*Stated goal*. Skip the pictures. Reproduce all other material exactly.

*Source excerpt*.
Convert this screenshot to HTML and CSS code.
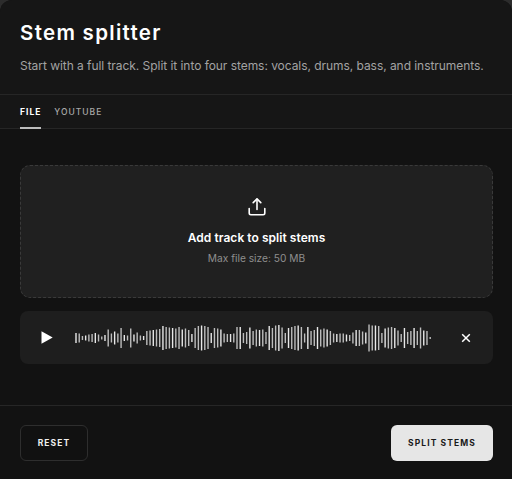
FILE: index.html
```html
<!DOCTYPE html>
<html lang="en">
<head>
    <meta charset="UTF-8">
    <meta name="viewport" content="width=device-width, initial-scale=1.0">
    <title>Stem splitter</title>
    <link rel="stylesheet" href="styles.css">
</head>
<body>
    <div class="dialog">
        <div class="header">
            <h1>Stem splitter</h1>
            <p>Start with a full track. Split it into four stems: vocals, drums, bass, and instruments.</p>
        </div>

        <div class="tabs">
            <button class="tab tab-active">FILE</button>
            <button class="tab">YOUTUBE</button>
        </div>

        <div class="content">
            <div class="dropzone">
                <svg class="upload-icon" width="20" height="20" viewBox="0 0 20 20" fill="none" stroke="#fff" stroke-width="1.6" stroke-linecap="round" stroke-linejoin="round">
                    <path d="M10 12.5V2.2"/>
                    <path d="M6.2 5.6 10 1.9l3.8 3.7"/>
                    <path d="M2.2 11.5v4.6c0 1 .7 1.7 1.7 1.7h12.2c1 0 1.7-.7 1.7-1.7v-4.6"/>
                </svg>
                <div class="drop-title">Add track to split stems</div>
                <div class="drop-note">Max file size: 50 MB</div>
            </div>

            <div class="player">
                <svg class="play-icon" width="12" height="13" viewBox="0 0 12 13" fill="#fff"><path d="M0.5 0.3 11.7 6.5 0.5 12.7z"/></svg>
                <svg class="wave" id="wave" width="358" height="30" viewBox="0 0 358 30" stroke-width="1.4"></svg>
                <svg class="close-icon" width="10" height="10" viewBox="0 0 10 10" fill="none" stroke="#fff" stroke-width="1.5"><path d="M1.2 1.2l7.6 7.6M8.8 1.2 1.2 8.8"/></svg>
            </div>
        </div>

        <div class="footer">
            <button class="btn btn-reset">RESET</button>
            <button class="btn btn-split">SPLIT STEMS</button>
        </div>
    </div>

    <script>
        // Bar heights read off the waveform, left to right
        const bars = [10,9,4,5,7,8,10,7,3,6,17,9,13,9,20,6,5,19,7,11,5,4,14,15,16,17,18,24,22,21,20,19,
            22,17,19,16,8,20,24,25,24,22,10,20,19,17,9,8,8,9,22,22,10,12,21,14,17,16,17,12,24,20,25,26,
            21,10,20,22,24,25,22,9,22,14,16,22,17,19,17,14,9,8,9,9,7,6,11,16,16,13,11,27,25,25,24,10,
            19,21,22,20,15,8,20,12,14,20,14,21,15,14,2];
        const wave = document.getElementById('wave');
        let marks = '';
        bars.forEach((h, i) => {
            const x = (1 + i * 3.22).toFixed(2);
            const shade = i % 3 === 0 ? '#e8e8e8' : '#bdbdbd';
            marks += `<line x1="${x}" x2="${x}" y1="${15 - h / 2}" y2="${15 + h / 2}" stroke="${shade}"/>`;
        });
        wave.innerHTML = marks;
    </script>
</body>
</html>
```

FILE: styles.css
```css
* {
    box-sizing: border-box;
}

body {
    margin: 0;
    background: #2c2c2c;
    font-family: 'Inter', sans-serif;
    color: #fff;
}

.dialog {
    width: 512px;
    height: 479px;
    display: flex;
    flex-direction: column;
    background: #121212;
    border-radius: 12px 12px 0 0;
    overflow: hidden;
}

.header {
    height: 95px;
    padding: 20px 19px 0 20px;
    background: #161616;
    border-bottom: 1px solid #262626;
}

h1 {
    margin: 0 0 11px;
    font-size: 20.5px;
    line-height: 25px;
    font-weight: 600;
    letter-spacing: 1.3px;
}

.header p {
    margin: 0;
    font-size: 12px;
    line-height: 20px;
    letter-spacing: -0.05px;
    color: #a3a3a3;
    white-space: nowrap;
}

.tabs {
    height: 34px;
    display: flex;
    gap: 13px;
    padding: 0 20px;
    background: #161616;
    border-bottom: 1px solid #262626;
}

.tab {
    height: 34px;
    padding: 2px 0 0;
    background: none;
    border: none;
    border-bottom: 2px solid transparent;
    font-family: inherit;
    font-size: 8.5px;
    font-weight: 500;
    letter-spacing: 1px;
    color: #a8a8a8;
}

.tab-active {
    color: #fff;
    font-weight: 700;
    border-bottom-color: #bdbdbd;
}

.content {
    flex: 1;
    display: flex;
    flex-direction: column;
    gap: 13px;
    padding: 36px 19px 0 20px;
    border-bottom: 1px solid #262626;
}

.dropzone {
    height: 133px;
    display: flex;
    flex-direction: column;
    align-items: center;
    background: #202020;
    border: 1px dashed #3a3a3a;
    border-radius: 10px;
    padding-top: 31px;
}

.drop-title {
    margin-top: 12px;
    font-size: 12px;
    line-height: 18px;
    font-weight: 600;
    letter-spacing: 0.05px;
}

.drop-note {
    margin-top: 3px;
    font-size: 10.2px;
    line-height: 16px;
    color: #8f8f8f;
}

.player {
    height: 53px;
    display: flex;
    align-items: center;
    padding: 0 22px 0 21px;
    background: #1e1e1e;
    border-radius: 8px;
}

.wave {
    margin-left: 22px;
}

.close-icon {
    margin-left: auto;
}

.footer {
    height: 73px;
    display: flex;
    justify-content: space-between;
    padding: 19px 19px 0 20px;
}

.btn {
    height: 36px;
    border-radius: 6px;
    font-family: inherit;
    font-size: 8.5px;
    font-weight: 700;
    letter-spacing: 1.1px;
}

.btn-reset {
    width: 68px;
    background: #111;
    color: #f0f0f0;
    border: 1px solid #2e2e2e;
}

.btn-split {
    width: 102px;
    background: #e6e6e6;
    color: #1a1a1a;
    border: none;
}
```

*Complete answer*.
Convert this screenshot to HTML and CSS code.
FILE: index.html
```html
<!DOCTYPE html>
<html lang="en">
<head>
    <meta charset="UTF-8">
    <meta name="viewport" content="width=device-width, initial-scale=1.0">
    <title>Stem splitter</title>
    <link rel="stylesheet" href="styles.css">
</head>
<body>
    <div class="dialog">
        <div class="header">
            <h1>Stem splitter</h1>
            <p>Start with a full track. Split it into four stems: vocals, drums, bass, and instruments.</p>
        </div>

        <div class="tabs">
            <button class="tab tab-active">FILE</button>
            <button class="tab">YOUTUBE</button>
        </div>

        <div class="content">
            <div class="dropzone">
                <svg class="upload-icon" width="20" height="20" viewBox="0 0 20 20" fill="none" stroke="#fff" stroke-width="1.6" stroke-linecap="round" stroke-linejoin="round">
                    <path d="M10 12.5V2.2"/>
                    <path d="M6.2 5.6 10 1.9l3.8 3.7"/>
                    <path d="M2.2 11.5v4.6c0 1 .7 1.7 1.7 1.7h12.2c1 0 1.7-.7 1.7-1.7v-4.6"/>
                </svg>
                <div class="drop-title">Add track to split stems</div>
                <div class="drop-note">Max file size: 50 MB</div>
            </div>

            <div class="player">
                <svg class="play-icon" width="12" height="13" viewBox="0 0 12 13" fill="#fff"><path d="M0.5 0.3 11.7 6.5 0.5 12.7z"/></svg>
                <svg class="wave" id="wave" width="358" height="30" viewBox="0 0 358 30" stroke-width="1.4"></svg>
                <svg class="close-icon" width="10" height="10" viewBox="0 0 10 10" fill="none" stroke="#fff" stroke-width="1.5"><path d="M1.2 1.2l7.6 7.6M8.8 1.2 1.2 8.8"/></svg>
            </div>
        </div>

        <div class="footer">
            <button class="btn btn-reset">RESET</button>
            <button class="btn btn-split">SPLIT STEMS</button>
        </div>
    </div>

    <script>
        // Bar heights read off the waveform, left to right
        const bars = [10,9,4,5,7,8,10,7,3,6,17,9,13,9,20,6,5,19,7,11,5,4,14,15,16,17,18,24,22,21,20,19,
            22,17,19,16,8,20,24,25,24,22,10,20,19,17,9,8,8,9,22,22,10,12,21,14,17,16,17,12,24,20,25,26,
            21,10,20,22,24,25,22,9,22,14,16,22,17,19,17,14,9,8,9,9,7,6,11,16,16,13,11,27,25,25,24,10,
            19,21,22,20,15,8,20,12,14,20,14,21,15,14,2];
        const wave = document.getElementById('wave');
        let marks = '';
        bars.forEach((h, i) => {
            const x = (1 + i * 3.22).toFixed(2);
            const shade = i % 3 === 0 ? '#e8e8e8' : '#bdbdbd';
            marks += `<line x1="${x}" x2="${x}" y1="${15 - h / 2}" y2="${15 + h / 2}" stroke="${shade}"/>`;
        });
        wave.innerHTML = marks;
    </script>
</body>
</html>
```

FILE: styles.css
```css
* {
    box-sizing: border-box;
}

body {
    margin: 0;
    background: #2c2c2c;
    font-family: 'Inter', sans-serif;
    color: #fff;
}

.dialog {
    width: 512px;
    height: 479px;
    display: flex;
    flex-direction: column;
    background: #121212;
    border-radius: 12px 12px 0 0;
    overflow: hidden;
}

.header {
    height: 95px;
    padding: 20px 19px 0 20px;
    background: #161616;
    border-bottom: 1px solid #262626;
}

h1 {
    margin: 0 0 11px;
    font-size: 20.5px;
    line-height: 25px;
    font-weight: 600;
    letter-spacing: 1.3px;
}

.header p {
    margin: 0;
    font-size: 12px;
    line-height: 20px;
    letter-spacing: -0.05px;
    color: #a3a3a3;
    white-space: nowrap;
}

.tabs {
    height: 34px;
    display: flex;
    gap: 13px;
    padding: 0 20px;
    background: #161616;
    border-bottom: 1px solid #262626;
}

.tab {
    height: 34px;
    padding: 2px 0 0;
    background: none;
    border: none;
    border-bottom: 2px solid transparent;
    font-family: inherit;
    font-size: 8.5px;
    font-weight: 500;
    letter-spacing: 1px;
    color: #a8a8a8;
}

.tab-active {
    color: #fff;
    font-weight: 700;
    border-bottom-color: #bdbdbd;
}

.content {
    flex: 1;
    display: flex;
    flex-direction: column;
    gap: 13px;
    padding: 36px 19px 0 20px;
    border-bottom: 1px solid #262626;
}

.dropzone {
    height: 133px;
    display: flex;
    flex-direction: column;
    align-items: center;
    background: #202020;
    border: 1px dashed #3a3a3a;
    border-radius: 10px;
    padding-top: 31px;
}

.drop-title {
    margin-top: 12px;
    font-size: 12px;
    line-height: 18px;
    font-weight: 600;
    letter-spacing: 0.05px;
}

.drop-note {
    margin-top: 3px;
    font-size: 10.2px;
    line-height: 16px;
    color: #8f8f8f;
}

.player {
    height: 53px;
    display: flex;
    align-items: center;
    padding: 0 22px 0 21px;
    background: #1e1e1e;
    border-radius: 8px;
}

.wave {
    margin-left: 22px;
}

.close-icon {
    margin-left: auto;
}

.footer {
    height: 73px;
    display: flex;
    justify-content: space-between;
    padding: 19px 19px 0 20px;
}

.btn {
    height: 36px;
    border-radius: 6px;
    font-family: inherit;
    font-size: 8.5px;
    font-weight: 700;
    letter-spacing: 1.1px;
}

.btn-reset {
    width: 68px;
    background: #111;
    color: #f0f0f0;
    border: 1px solid #2e2e2e;
}

.btn-split {
    width: 102px;
    background: #e6e6e6;
    color: #1a1a1a;
    border: none;
}
```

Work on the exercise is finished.